CDU sieht keinen Skandal
Mit direkten Schuldzuweisungen an die schwarz-gelbe Vorgängerregierung hält sich der Minister zurück. In den kommenden Wochen wird nämlich über die Neuaufstellung der Behörde zu sprechen sein. Der Dienst soll sich einer größeren demokratischen Kontrolle unterwerfen, es soll strengere Regeln für den Einsatz von Informanten und für den Datenschutz geben. Transparenz und Berechenbarkeit statt blinder Sammelwut: Höchste Zeit, die angestrebten Reformen umzusetzen, meint auch die Opposition. Doch Jens Nacke, Parlamentarischer Geschäftsführer der CDU-Fraktion, bläst noch einmal zur Attacke, dreht den Spieß um, verleugnet jeglichen Skandal um die Speicherpraxis und wirft seinerseits Rot-Grün vor, den Dienst unter neuer Leitung politisch zu instrumentalisieren:
"Die Mitarbeiter des Verfassungsschutzes sind zutiefst verunsichert. Sie fühlen sich verfolgt und stigmatisiert von Ihnen!"

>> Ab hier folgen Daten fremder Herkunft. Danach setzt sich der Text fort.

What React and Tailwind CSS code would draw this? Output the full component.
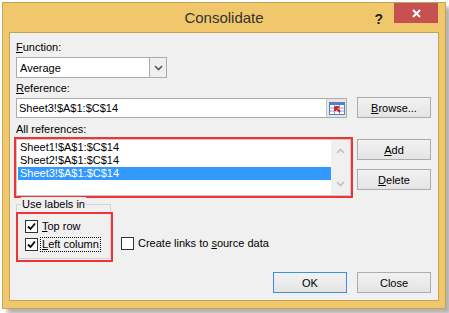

Wer regelmäßig das Freitagsgebet in einer vom Verfassungsschutz beobachteten Moschee besuchte, galt den Geheimen schnell als Islamist. Nacke wehrt sich gegen die Kritik an diesem Raster - und warnt vor umfangreichen Löschaktionen.
"Ist es denn falsch, wenn der Verfassungsschutz hinschaut, was für Menschen in die Fänge religiöser Hassprediger geraten? In einem Zeitpunkt, wo die Entwicklung im Bereich des Salafismus höchste Sorge bereiten muss? Wo hier Jungen und Mädchen radikalisiert werden, um dann Richtung Syrien zu verschwinden und dort zu kämpfen, Menschen zu töten und Menschen abzuschlachten, weil sie einen anderen Glauben haben?"
Carlo Bleichert, Kommunalpolitiker von der Partei Die Linke, erfuhr im Herbst, dass der Verfassungsschutz ohne Grundlage über ihn Daten führte. Das Innenministerium schrieb ihm einen Brief. Bleichert fordert zumindest, dass die Betroffenen vor dem Löschen ihrer Daten informiert werden.
"Im ersten Augenblick habe ich gedacht: Ich bin im falschen Film. Man weiß ja nicht, ob die Telefone abgehört worden sind oder nicht. Ich habe nur dieses Schreiben gekriegt - und das war es. Ich habe auch bis heute keine Entschuldigung vom jetzigen niedersächsischen Innenminister bekommen für das Verhalten dieser Landesbehörde."